El Estudio de Valores Sociales de la USACH nos dijo que en primera vuelta la participación electoral fue muy diferenciada en función principalmente de dos variables: edad y nivel socioeconómico.
Efectivamente en relación a estos dos elementos las correlaciones fueron totales.A mayor edad hubo mayor participación electoral, es decir los mayores votaron en mayor proporción que los más jóvenes, y a mayor nivel socioeconómico hubo mayor participación electoral, es decir los más ricos y educados votaron en una proporción mayor que los más pobres y con menor nivel de educación.
Esto último es muy significativo cuando se pregunta por la auto calificación en la escala social ya que casi un 90% de los que se autodefinen como clase alta o media alta votaron en la primera vuelta del 17 de noviembre, en tanto que la participación global alcanzó a solo un 52% del padrón electoral, corregido de los que viven en el extranjero y les estaba impedido votar y de los fallecidos que no han sido eliminados del padrón, que sumados se estima son un millón de personas.
Un nivel de participación bajo no tendría por qué ser un problema.
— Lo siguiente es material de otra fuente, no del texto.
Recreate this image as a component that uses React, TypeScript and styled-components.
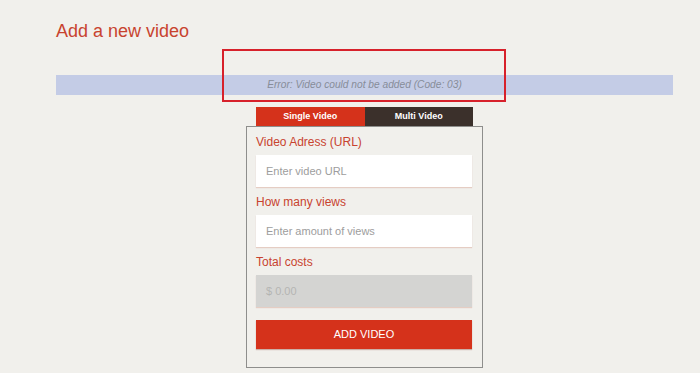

Muchos estudios dicen que hay sociedades desarrolladas y no tan desarrolladas en que la participación es baja. Pero es un problema si la participación electoral es segregada, como demostró el Estudio de Valores Sociales.
Ya teníamos un problema cuando el voto de una persona en Maipú vale menos de la mitad que el voto de una persona en Melipilla, y menos de la cuarta parte que en Vallenar. Pero el inconveniente es mayor al agregar las segregaciones por edad y por nivel socioeconómico, especialmente por este último calificativo.
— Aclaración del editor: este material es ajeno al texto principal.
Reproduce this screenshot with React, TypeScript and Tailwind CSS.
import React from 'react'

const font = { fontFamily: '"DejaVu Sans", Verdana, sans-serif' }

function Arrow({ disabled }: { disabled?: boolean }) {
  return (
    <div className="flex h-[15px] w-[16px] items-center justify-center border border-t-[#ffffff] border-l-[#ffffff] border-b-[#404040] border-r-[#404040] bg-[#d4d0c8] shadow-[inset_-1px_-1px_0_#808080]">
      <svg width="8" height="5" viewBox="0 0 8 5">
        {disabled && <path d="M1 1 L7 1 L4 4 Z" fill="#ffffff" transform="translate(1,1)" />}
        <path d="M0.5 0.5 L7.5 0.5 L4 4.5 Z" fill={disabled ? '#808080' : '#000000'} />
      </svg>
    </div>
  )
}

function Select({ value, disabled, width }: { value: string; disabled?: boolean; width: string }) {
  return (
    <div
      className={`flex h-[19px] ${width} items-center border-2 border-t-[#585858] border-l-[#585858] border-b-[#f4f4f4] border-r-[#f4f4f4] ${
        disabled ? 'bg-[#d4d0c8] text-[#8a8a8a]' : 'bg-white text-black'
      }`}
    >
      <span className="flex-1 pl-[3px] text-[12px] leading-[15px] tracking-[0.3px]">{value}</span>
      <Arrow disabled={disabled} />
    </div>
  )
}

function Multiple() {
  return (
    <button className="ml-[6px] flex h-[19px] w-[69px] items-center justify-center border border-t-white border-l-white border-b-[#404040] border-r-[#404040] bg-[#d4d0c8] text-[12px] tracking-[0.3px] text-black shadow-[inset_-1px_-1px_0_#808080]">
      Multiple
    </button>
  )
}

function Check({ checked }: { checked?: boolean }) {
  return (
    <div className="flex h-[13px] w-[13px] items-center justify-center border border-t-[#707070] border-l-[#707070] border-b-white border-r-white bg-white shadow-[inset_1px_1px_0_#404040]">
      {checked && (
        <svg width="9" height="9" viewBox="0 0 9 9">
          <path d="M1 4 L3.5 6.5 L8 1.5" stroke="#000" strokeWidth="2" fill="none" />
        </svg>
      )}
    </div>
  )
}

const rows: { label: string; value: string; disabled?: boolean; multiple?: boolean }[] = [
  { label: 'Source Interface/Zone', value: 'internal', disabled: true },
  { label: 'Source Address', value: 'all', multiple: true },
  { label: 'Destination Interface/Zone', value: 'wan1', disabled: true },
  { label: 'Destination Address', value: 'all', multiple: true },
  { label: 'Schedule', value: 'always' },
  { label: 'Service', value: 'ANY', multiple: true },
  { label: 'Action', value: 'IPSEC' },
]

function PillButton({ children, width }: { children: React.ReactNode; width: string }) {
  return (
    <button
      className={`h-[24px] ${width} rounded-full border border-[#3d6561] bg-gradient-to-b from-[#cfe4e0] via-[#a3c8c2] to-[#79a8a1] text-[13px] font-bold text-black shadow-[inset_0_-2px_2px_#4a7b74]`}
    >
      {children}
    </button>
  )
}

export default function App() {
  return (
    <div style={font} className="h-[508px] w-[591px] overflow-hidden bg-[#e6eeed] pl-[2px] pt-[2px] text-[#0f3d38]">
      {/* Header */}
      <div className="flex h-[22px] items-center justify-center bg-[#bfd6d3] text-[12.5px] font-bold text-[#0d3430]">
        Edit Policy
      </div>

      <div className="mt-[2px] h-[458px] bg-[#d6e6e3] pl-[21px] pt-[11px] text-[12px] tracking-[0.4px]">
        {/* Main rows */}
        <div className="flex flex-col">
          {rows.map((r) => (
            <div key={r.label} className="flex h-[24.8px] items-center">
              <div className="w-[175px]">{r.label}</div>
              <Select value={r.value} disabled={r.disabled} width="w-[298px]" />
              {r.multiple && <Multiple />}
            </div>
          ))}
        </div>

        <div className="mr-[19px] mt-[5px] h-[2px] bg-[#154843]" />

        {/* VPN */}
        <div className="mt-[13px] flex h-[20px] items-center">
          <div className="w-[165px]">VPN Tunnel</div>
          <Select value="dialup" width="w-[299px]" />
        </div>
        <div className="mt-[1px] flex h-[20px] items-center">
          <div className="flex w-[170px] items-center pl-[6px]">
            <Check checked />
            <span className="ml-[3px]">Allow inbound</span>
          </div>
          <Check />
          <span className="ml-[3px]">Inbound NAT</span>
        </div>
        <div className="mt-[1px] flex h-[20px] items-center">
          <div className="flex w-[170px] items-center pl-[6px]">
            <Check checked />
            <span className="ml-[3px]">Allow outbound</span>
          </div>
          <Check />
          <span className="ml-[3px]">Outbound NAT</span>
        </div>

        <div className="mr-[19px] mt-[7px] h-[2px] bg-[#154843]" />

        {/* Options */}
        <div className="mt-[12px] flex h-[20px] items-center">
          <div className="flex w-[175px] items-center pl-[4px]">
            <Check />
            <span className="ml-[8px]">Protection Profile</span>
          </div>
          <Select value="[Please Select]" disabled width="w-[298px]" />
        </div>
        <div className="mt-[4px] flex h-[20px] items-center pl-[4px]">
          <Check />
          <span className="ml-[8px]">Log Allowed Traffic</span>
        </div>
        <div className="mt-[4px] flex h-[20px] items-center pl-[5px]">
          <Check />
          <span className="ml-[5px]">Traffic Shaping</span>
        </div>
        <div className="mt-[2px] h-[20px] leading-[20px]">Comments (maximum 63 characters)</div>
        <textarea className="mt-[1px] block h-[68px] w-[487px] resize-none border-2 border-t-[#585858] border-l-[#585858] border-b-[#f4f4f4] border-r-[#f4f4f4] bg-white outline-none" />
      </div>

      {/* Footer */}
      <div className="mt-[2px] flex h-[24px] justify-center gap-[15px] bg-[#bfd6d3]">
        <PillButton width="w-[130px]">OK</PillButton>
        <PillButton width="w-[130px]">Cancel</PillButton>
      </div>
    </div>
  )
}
No funciona bien una sociedad donde los ricos y calificados participan y los pobres y poco instruidos no lo hacen. Ello refleja diversos problemas, y constituye un problema frente al que han surgido básicamente tres posiciones.
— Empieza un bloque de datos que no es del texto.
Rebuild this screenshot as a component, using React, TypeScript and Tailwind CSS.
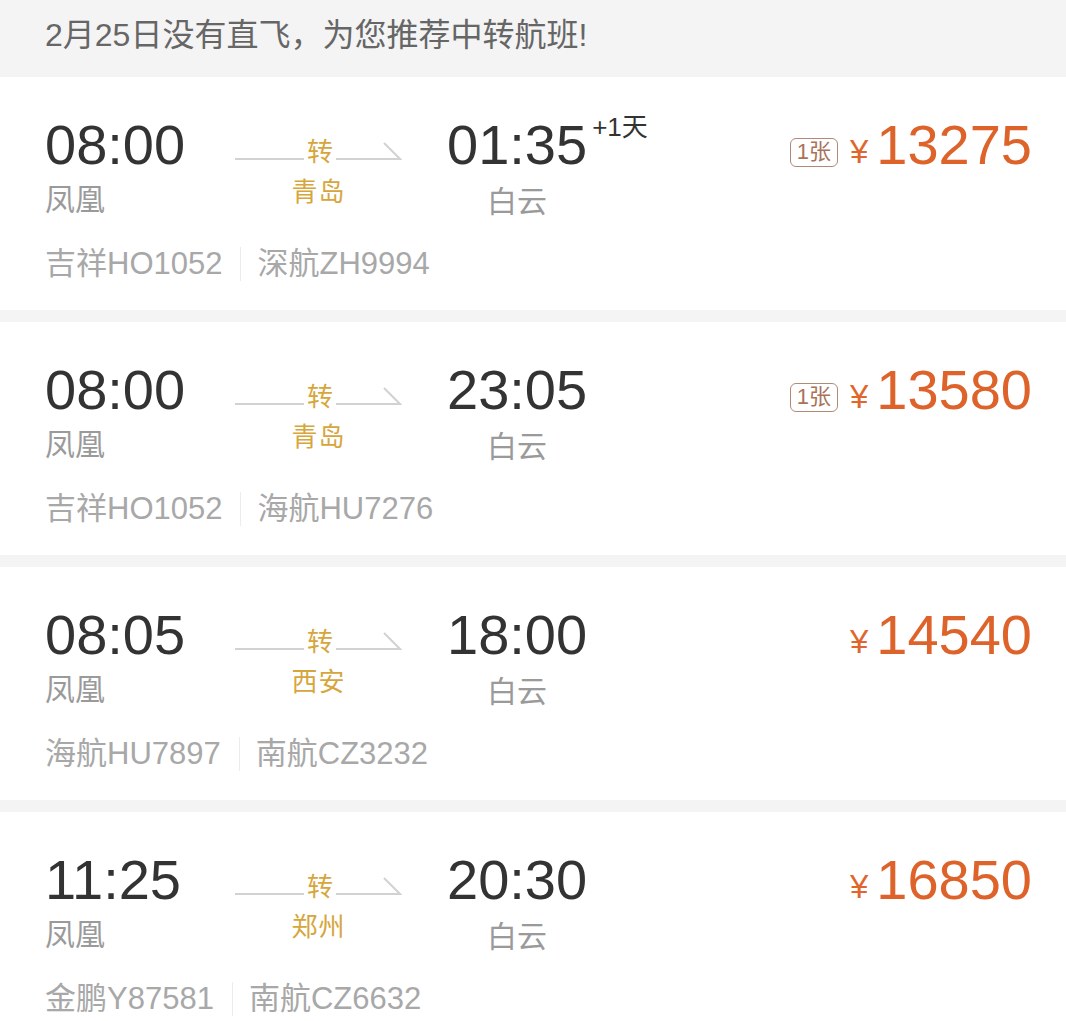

La posición más conservadora sostiene que el problema no es un problema en si y por lo tanto no hay que actuar. Seguramente, apunta esta posición, los que no participan aprenderán con el tiempo a hacerlo y lo harán en la medida que tengan mayores niveles de educación.
La posición radical postula que no es posible que la sociedad tolere que unos participen y decidan por todos, y que el tiempo que se toma en ir a votar es una excusa de menor nivel, y que si la sociedad impone obligaciones en diversas áreas también lo debe hacer en esta, y el voto debe ser obligatorio (y recuerda que ser vocal de mesa es obligatorio para los que son convocados).
Una posición similar, pero menos categórica, dice que hay que asociar las obligaciones a los derechos y que si alguien quiere obtener un beneficio de la sociedad debe participar en su construcción, así el votar debería ser una exigencia para obtener subsidios, abrir cuentas de ahorro para la vivienda y otras actividades en las que las personas requieren del Estado.¿Recuerdan que así ocurría hasta 1973, en un sistema que funcionó con gran eficiencia?
¿Cuál camino tomará la sociedad? El nuevo Gobierno y el Parlamento tienen la palabra al respecto, lo importante es que la conversación y el debate sobre este tema no se olviden hasta que las elecciones municipales del 2016 lo vuelvan a poner de relieve.
Hoy tenemos información y estudios que pueden y deben ser considerados para abordar el problema.